Google also released prettytensor, which is designed to address the same
problem.

[https://github.com/google/prettytensor](https://github.com/google/prettytensor)

------
agibsonccc
Disclaimer: Very biased player in the space.

I'd like to personally see keras as the industry standard as an interface. We
are starting to give classes with it for our customers and the feedback has
been positive.

CNTK is adding one:
[https://github.com/Microsoft/CNTK/issues/797](https://github.com/Microsoft/CNTK/issues/797)

Mxnet is there:
[https://github.com/fchollet/keras/issues/1313](https://github.com/fchollet/keras/issues/1313)
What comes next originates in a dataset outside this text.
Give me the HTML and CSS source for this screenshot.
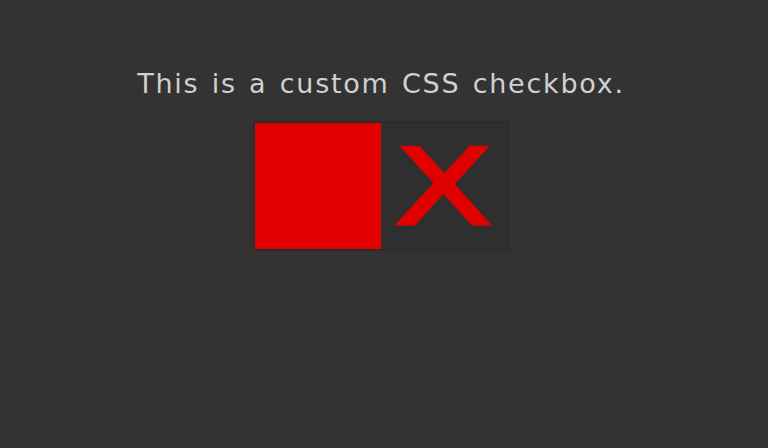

TF being there obviously helps.

//Begin blantant self promotion :D

No one will care about ours as much (research crowd,python,etc etc,..), but
I'll throw our hat in the ring here too, keras has been amazing for our use
case and we are personally pushing more python people towards that:
[https://github.com/deeplearning4j/deeplearning4j/pull/2562](https://github.com/deeplearning4j/deeplearning4j/pull/2562)

^^ that will bridge the spark ecosystem and friends so you can run on
yarn/mesos/spark etc from a familiar interface.

//End blatant self promotion

------
captainarab
Somewhat off topic -- HN introduced me to fast.ai and I have found their
hands-on/practical approach to teaching particularly useful!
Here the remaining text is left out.